Do you mean to assign decoder.output_projection.weight to model. final_logits_bias like:
model.final_logits_bias = state_dict["decoder.output_projection.weight"] ? but their shape are different ([1, 250027] and [250027, 1024]), or did I misunderstand it?

I misunderstood the shape. If you send me a link to your full model dir I can try to get it working. Might need to change modeling_bart.py.

Hi, here is the link to the model directory: https://easyupload.io/8881kn
It’s almost 10GB uncompressed. I don’t know why fairseq created such a huge model, maybe some weights are duplicated. Thanks a lot that you want to have a look on it.
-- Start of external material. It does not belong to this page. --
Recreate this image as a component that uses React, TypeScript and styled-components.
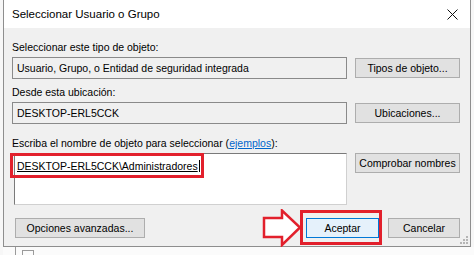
import styled, { createGlobalStyle } from "styled-components";

const GlobalStyle = createGlobalStyle`
  html, body {
    margin: 0;
    padding: 0;
    background: #f7f7f7;
    font-family: "Liberation Sans", Arial, sans-serif;
    font-size: 10.5px;
    color: #000;
  }
`;

const Page = styled.div`
  width: 474px;
  height: 255px;
  overflow: hidden;
  padding-left: 3px;
  box-sizing: border-box;
`;

const Dialog = styled.div`
  position: relative;
  width: 468px;
  border: 1px solid #8e8e8e;
  border-top: none;
  background: #f0f0f0;
  box-sizing: border-box;
`;

const TitleBar = styled.div`
  height: 28px;
  background: #fff;
  display: flex;
  align-items: center;
  justify-content: space-between;
  padding: 0 12px 0 8px;
  font-size: 11.5px;
`;

const Body = styled.div`
  padding: 12px 10px 8px 8px;
  display: flex;
  flex-direction: column;
`;

const Label = styled.div<{ $gap?: number }>`
  height: 14px;
  line-height: 14px;
  margin-top: ${(p) => p.$gap ?? 0}px;
  margin-bottom: 3px;
  white-space: nowrap;
`;

const Link = styled.span`
  color: #0066cc;
  text-decoration: underline;
`;

const Row = styled.div<{ $align?: string }>`
  display: grid;
  grid-template-columns: 1fr 105px;
  column-gap: 8px;
  align-items: ${(p) => p.$align ?? "center"};
`;

const ReadBox = styled.div`
  height: 22px;
  border: 1px solid #8a8a8a;
  background: #f0f0f0;
  box-sizing: border-box;
  padding: 0 4px;
  line-height: 20px;
  white-space: nowrap;
  overflow: hidden;
`;

const Button = styled.div<{ $w?: number; $primary?: boolean }>`
  height: 20px;
  width: ${(p) => (p.$w ? `${p.$w}px` : "auto")};
  box-sizing: border-box;
  border: 1px solid ${(p) => (p.$primary ? "#0078d7" : "#adadad")};
  background: ${(p) => (p.$primary ? "#e5f1fb" : "#e1e1e1")};
  display: flex;
  align-items: center;
  justify-content: center;
  white-space: nowrap;
`;

const InputWrap = styled.div`
  position: relative;
`;

const TextArea = styled.div`
  height: 52px;
  margin-left: 2px;
  border: 1px solid #7a7a7a;
  border-right-color: #d0d0d0;
  border-bottom-color: #d0d0d0;
  background: #fff;
  box-sizing: border-box;
  padding: 5px 0 0 2px;
  line-height: 14px;
`;

const Entered = styled.span`
  text-decoration: underline;
  border-right: 1px solid #000;
  padding-right: 1px;
`;

const Highlight = styled.div<{ $l: number; $t: number; $w: number; $h: number }>`
  position: absolute;
  left: ${(p) => p.$l}px;
  top: ${(p) => p.$t}px;
  width: ${(p) => p.$w}px;
  height: ${(p) => p.$h}px;
  border: 3px solid #e2202c;
  box-sizing: border-box;
  pointer-events: none;
`;

const Footer = styled.div`
  display: flex;
  align-items: center;
  margin-top: 13px;
  padding-left: 3px;
`;

const Spacer = styled.div`
  flex: 1;
`;

const AcceptWrap = styled.div`
  position: relative;
  margin-right: 9px;
`;

const Arrow = styled.svg`
  position: absolute;
  left: -44px;
  top: -9px;
`;

const Grip = styled.svg`
  position: absolute;
  right: 2px;
  bottom: 2px;
`;

const Backdrop = styled.div`
  height: 8px;
  display: flex;
  padding-left: 12px;
  gap: 6px;
  background: #fbfbfb;
`;

const BackLine = styled.div`
  width: 1px;
  background: #9a9a9a;
`;

const BackBox = styled.div`
  width: 10px;
  margin-top: 3px;
  border: 1px solid #9a9a9a;
  border-bottom: none;
`;

const CloseIcon = () => (
  <svg width="11" height="11" viewBox="0 0 11 11">
    <path d="M0.5 0.5 L10.5 10.5 M10.5 0.5 L0.5 10.5" stroke="#111" strokeWidth="1" />
  </svg>
);

export default function App() {
  return (
    <Page>
      <GlobalStyle />
      <Dialog>
        <TitleBar>
          <span>Seleccionar Usuario o Grupo</span>
          <CloseIcon />
        </TitleBar>
        <Body>
          <Label>Seleccionar este tipo de objeto:</Label>
          <Row>
            <ReadBox>Usuario, Grupo, o Entidad de seguridad integrada</ReadBox>
            <Button>Tipos de objeto...</Button>
          </Row>

          <Label $gap={6}>Desde esta ubicación:</Label>
          <Row>
            <ReadBox>DESKTOP-ERL5CCK</ReadBox>
            <Button>Ubicaciones...</Button>
          </Row>

          <Label $gap={12}>
            Escriba el nombre de objeto para seleccionar (<Link>ejemplos</Link>):
          </Label>
          <Row $align="start">
            <InputWrap>
              <TextArea>
                <Entered>DESKTOP-ERL5CCK\Administradores</Entered>
              </TextArea>
              <Highlight $l={-2} $t={0} $w={194} $h={25} />
            </InputWrap>
            <Button>Comprobar nombres</Button>
          </Row>

          <Footer>
            <Button $w={130}>Opciones avanzadas...</Button>
            <Spacer />
            <AcceptWrap>
              <Button $w={73} $primary>
                Aceptar
              </Button>
              <Highlight $l={-6} $t={-8} $w={82} $h={35} />
              <Arrow width="40" height="38" viewBox="0 0 40 38">
                <polygon
                  points="2,9 20,9 20,1.5 38,18.5 20,36 20,28 2,28"
                  fill="#fff"
                  stroke="#e2202c"
                  strokeWidth="2.5"
                  strokeLinejoin="miter"
                />
              </Arrow>
            </AcceptWrap>
            <Button $w={72}>Cancelar</Button>
          </Footer>
        </Body>
        <Grip width="8" height="8" viewBox="0 0 8 8">
          <rect x="6" y="0" width="2" height="2" fill="#b5b5b5" />
          <rect x="3" y="3" width="2" height="2" fill="#b5b5b5" />
          <rect x="6" y="3" width="2" height="2" fill="#b5b5b5" />
          <rect x="0" y="6" width="2" height="2" fill="#b5b5b5" />
          <rect x="3" y="6" width="2" height="2" fill="#b5b5b5" />
          <rect x="6" y="6" width="2" height="2" fill="#b5b5b5" />
        </Grip>
      </Dialog>
      <Backdrop>
        <BackLine />
        <BackBox />
      </Backdrop>
    </Page>
  );
}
I think fairseq also saves optimizer, scheduler state in the checkpoint, which is why the larger size.

2 Likes

Hi,
Is there yet a solution for this problem, @sshleifer? I am facing the same issues when trying to convert a fine-tuned BART checkpoint to huggingface.

Thank you!

You could try the fsmt converter written by @stas .
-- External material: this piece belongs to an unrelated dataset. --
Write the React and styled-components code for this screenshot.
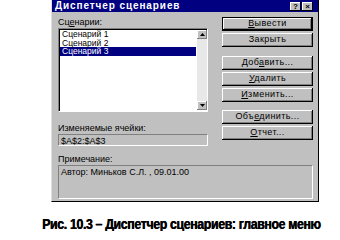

The only difference between bart and fsmt (as far as I know) is that FSMT allows separate decoder embeddings.

Good work, I was able to reproduce the results with the FSMT conversion (FSMT tutorial). I am not quite sure which parameters to change in order to apply the conversion on BART. Any helpful suggestions here, @stas?
Highly appreciated!

Check what BART configuration is and adjust what’s different. FSMT also has a slightly different architecture - some layers were added, some removed. vocab sizes can be different too, so some config args are different too. So the result definitely won’t be the same as what transformers's bart expects.
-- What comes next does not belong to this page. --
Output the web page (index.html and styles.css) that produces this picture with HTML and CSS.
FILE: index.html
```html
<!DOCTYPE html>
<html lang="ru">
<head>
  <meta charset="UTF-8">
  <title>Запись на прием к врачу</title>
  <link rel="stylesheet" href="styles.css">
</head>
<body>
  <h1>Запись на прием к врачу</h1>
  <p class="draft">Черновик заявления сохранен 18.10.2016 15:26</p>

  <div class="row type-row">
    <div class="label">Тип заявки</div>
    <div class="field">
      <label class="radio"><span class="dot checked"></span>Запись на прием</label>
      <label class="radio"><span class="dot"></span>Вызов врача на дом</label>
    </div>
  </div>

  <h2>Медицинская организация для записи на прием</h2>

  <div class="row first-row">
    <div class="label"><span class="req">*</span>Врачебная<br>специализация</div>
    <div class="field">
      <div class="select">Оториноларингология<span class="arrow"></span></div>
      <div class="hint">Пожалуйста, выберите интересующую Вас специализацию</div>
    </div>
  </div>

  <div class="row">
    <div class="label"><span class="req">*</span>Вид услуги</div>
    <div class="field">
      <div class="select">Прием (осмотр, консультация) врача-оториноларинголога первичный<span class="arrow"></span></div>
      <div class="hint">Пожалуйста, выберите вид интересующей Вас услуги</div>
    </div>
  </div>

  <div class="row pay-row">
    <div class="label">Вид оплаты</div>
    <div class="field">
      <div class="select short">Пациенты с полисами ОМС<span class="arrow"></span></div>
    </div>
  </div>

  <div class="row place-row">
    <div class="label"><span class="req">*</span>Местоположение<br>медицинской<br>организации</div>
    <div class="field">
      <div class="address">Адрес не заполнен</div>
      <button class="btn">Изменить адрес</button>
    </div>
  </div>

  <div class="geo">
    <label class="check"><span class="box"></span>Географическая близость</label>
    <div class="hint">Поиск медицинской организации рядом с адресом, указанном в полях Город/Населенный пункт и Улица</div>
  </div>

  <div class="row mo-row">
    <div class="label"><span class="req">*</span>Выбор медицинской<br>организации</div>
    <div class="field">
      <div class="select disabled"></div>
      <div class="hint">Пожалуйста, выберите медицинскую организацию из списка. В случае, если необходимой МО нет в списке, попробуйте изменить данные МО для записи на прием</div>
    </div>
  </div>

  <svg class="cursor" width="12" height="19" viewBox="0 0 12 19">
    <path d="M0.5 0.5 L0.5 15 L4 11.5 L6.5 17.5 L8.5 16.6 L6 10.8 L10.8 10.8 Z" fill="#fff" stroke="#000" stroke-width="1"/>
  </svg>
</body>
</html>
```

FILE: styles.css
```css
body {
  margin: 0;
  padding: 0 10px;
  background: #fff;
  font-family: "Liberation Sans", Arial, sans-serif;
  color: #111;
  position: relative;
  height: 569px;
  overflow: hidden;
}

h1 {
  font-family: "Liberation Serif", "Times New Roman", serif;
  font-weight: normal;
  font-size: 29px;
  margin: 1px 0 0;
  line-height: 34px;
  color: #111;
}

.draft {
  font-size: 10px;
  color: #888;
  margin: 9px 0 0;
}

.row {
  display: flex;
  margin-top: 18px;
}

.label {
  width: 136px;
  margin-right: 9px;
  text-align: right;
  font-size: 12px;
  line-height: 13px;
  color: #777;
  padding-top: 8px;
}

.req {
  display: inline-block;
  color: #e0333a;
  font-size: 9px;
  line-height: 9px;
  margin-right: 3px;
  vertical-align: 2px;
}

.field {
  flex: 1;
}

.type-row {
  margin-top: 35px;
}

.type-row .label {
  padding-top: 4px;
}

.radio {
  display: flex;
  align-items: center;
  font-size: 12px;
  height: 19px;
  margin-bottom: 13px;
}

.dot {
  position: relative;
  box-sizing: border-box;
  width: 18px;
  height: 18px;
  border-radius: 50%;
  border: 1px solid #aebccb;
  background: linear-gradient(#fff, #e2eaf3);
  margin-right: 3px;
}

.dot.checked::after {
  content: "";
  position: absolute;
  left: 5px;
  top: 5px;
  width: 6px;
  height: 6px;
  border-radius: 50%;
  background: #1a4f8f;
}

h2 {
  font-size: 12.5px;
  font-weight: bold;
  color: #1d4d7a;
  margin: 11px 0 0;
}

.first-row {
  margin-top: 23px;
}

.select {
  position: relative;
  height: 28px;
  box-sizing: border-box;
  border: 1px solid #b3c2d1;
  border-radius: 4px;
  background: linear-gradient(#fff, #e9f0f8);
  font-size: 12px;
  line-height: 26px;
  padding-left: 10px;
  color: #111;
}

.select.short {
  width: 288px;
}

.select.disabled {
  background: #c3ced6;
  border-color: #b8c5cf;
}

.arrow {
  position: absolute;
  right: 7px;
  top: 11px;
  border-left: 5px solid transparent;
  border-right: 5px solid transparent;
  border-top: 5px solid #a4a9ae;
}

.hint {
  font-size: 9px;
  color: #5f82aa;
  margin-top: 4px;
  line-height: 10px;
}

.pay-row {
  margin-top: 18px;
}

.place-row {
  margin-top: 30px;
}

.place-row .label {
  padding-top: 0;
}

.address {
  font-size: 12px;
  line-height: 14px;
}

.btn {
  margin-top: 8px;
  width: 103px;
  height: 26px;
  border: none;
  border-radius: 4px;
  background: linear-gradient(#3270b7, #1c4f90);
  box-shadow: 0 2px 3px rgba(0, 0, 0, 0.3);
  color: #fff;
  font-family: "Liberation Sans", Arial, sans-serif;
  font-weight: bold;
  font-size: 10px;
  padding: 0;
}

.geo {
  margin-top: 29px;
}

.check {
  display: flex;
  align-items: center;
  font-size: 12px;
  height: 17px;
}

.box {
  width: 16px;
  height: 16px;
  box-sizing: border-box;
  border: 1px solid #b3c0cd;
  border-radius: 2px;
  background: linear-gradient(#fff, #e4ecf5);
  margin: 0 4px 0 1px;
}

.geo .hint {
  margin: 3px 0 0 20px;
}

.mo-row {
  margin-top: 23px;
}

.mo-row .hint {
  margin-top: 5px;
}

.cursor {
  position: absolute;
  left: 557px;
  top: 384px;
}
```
Probably the easiest way to proceed is for you to start and then ask specifically if something isn’t working right.

p.s. but there is also the bart conversion script, no? Won’t that do the trick?

nvm sloved by prepending one row vector for padding id.

Hi! I’m trying to convert a fairseq trained bart model to huggingface too. I was able to load the weights but when I try to generate sequences using the hugging face model, the first token is ignored in translation for some reason. Does anywone have any thoughts?

Hi, I am getting this error while converting the model. size mismatch for decoder.output_projection.weight: copying a param with shape torch.Size([250027, 1024]) from checkpoint, the shape in current model is torch.Size([50264, 1024]). Any ideas, how it can be solved?
I am using --hf_config facebook/mbart-large-cc25

Hi @Anas12091101
I think you need to change config.vocab_size to 250027, can you share more details on how you are running your script?

hi, @ybelkada, Thanks for your reply. I copied the convert_bart_original_pytorch_checkpoint_to_pytorch.py script and pasted in a convert.py file. I finetuned mbart-cc25 model and stored the checkpoint at /datadrive/checkpoint/checkpoint_best.pt. Now to convert the model I am using this command python convert.py /datadrive/checkpoint/checkpoint_best.pt ~/ --hf_config facebook/mbart-large-cc25 and getting this error: `Traceback (most recent call last):
File “convert.py”, line 137, in
convert_bart_checkpoint(args.fairseq_path, args.pytorch_dump_folder_path, hf_checkpoint_name=args.hf_config)
File “/home/anassmohammad19/nlp/lib/python3.7/site-packages/torch/autograd/grad_mode.py”, line 27, in decorate_context
return func(*args, **kwargs)
File “convert.py”, line 80, in convert_bart_checkpoint
bart = load_xsum_checkpoint(checkpoint_path)
File “convert.py”, line 61, in load_xsum_checkpoint
hub_interface.model.load_state_dict(sd[“model”],strict=False)
File “/home/anassmohammad19/nlp/lib/python3.7/site-packages/fairseq/models/fairseq_model.py”, line 128, in load_state_dict
return super().load_state_dict(new_state_dict, strict)
File “/home/anassmohammad19/nlp/lib/python3.7/site-packages/torch/nn/modules/module.py”, line 1672, in load_state_dict
self.class.name, “\n\t”.join(error_msgs)))
RuntimeError: Error(s) in loading state_dict for BARTModel:
size mismatch for encoder.embed_tokens.weight: copying a param with shape torch.Size([250027, 1024]) from checkpoint, the shape in current model is torch.Size([50264, 1024]).
size mismatch for decoder.embed_tokens.weight: copying a param with shape torch.Size([250027, 1024]) from checkpoint, the shape in current model is torch.Size([50264, 1024]).
size mismatch for decoder.output_projection.weight: copying a param with shape torch.Size([250027, 1024]) from checkpoint, the shape in current model is torch.Size([50264, 1024]).

`